* _LISTING_:
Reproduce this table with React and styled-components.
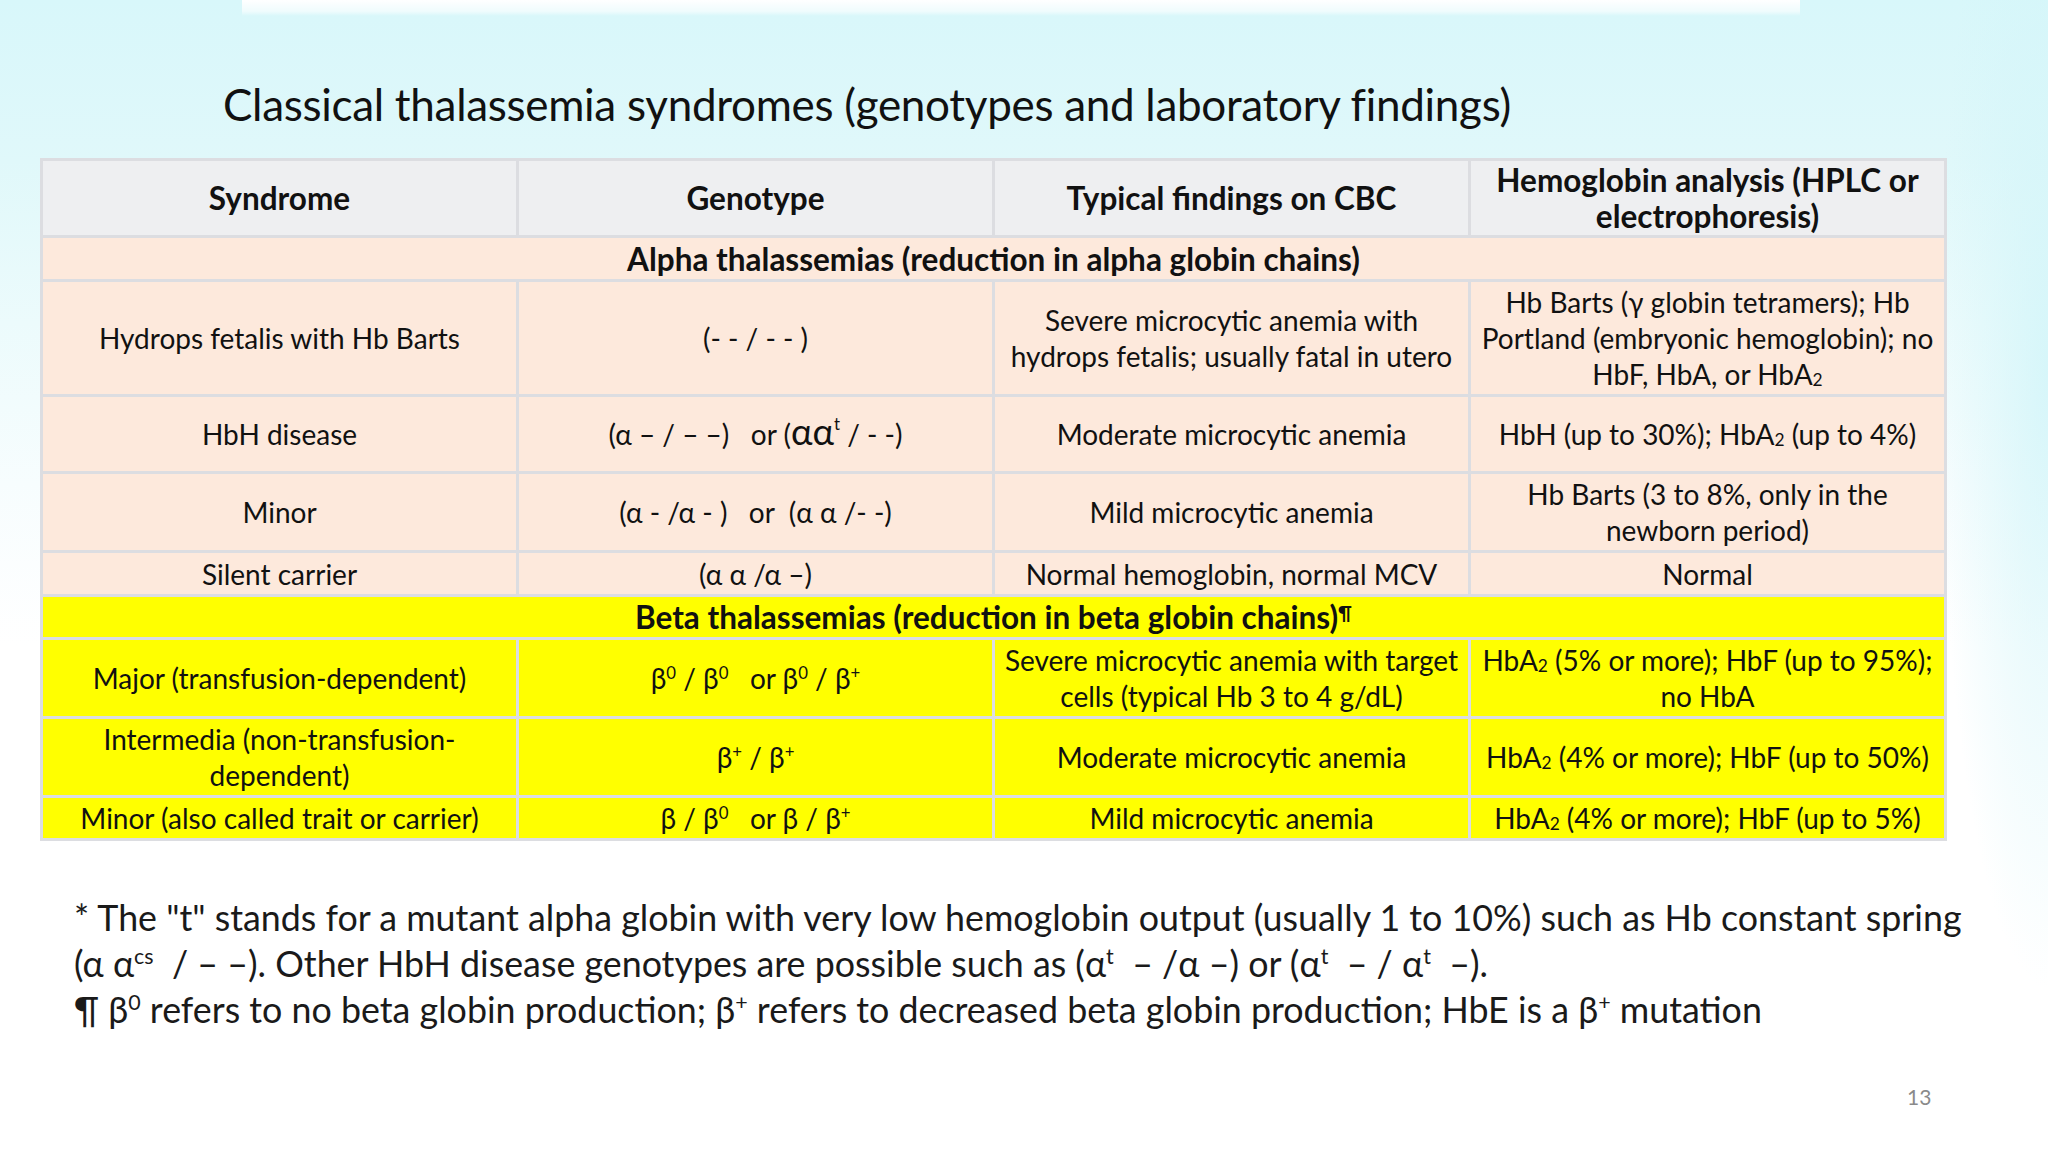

---

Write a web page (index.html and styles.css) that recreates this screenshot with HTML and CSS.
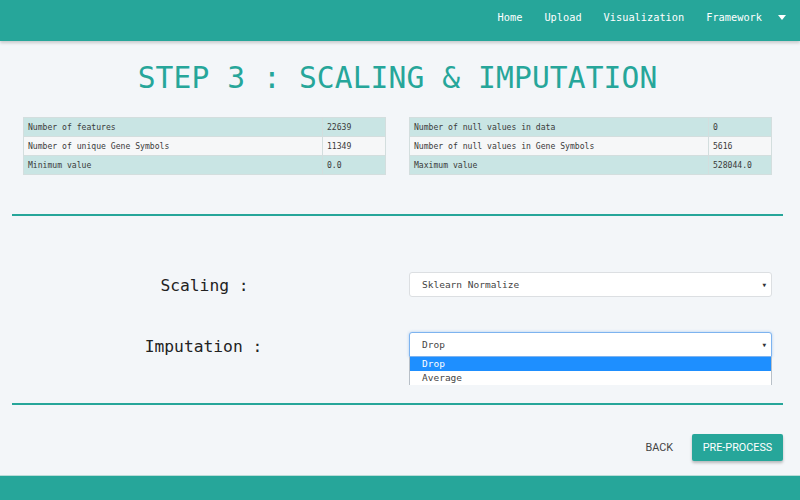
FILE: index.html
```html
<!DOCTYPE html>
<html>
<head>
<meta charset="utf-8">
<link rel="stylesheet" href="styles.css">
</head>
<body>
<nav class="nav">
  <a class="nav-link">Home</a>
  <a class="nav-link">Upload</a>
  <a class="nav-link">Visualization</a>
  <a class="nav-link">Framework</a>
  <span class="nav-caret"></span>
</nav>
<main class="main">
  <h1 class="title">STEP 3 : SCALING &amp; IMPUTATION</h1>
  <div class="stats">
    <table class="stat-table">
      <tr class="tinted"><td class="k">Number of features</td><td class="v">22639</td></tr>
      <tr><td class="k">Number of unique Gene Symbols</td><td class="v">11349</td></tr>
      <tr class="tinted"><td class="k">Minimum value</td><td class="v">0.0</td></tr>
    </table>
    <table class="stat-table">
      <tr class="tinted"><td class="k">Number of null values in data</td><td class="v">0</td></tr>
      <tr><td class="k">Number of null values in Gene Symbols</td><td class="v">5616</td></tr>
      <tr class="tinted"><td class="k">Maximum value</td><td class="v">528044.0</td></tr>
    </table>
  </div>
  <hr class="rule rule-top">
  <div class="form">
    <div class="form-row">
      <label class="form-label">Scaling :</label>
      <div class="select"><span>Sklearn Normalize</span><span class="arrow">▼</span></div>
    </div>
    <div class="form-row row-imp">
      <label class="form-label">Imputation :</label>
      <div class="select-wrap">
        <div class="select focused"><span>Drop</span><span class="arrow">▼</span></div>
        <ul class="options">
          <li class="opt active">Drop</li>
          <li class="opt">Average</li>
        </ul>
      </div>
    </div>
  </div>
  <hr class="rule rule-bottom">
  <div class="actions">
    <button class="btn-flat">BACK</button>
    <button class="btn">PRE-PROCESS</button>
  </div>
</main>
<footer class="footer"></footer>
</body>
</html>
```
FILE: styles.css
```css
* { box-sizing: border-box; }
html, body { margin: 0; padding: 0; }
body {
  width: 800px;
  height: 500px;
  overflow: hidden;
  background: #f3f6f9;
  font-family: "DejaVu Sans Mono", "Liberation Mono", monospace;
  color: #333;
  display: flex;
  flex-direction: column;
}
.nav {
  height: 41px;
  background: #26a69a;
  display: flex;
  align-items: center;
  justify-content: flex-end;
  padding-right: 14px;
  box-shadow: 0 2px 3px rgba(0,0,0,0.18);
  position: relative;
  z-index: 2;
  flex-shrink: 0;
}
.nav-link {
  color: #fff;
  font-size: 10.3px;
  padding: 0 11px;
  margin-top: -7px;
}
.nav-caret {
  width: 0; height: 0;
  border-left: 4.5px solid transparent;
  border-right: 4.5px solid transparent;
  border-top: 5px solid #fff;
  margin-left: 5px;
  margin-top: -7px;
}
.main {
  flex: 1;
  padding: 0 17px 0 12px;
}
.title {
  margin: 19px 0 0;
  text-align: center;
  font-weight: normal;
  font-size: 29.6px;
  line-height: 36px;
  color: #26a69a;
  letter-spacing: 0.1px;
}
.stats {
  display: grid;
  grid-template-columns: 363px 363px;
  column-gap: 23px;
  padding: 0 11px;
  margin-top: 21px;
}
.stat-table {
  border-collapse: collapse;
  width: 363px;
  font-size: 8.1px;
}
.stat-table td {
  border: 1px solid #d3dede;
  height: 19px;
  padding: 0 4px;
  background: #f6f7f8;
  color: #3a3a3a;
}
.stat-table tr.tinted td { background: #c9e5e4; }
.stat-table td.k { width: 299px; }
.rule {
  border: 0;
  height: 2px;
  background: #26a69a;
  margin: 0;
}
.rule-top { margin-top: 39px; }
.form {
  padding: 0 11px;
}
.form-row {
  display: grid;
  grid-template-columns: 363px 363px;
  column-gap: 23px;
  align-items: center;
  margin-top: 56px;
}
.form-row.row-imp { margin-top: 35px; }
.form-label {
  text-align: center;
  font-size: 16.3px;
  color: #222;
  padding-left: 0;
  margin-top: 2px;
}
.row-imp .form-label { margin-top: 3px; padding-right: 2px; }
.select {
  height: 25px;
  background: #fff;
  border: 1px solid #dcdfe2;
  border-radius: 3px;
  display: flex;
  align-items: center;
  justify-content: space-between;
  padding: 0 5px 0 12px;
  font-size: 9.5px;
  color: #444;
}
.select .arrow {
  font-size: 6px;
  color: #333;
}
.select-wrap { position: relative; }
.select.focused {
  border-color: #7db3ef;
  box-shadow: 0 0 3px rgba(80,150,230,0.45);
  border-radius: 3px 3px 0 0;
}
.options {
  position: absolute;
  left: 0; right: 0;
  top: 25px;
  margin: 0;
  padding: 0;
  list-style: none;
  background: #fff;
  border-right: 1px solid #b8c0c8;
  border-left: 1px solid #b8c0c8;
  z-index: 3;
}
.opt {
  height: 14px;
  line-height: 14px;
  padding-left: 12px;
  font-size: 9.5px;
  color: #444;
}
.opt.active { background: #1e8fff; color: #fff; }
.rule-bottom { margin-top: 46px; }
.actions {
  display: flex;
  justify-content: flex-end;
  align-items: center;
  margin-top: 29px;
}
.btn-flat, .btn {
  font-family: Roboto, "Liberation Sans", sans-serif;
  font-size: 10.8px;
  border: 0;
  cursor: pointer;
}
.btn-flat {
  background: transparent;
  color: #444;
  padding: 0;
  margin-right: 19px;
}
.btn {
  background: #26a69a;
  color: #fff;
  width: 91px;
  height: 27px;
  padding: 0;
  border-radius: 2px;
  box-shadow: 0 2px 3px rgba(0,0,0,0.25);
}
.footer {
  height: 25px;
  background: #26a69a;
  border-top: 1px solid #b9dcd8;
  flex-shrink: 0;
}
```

* _STATED TASK_: Report each line in the preceding entries that holds the string "table".

* _FINAL ANSWER_:
Reproduce this table with React and styled-components.
    <table class="stat-table">
    </table>
    <table class="stat-table">
    </table>
.stat-table {
.stat-table td {
.stat-table tr.tinted td { background: #c9e5e4; }
.stat-table td.k { width: 299px; }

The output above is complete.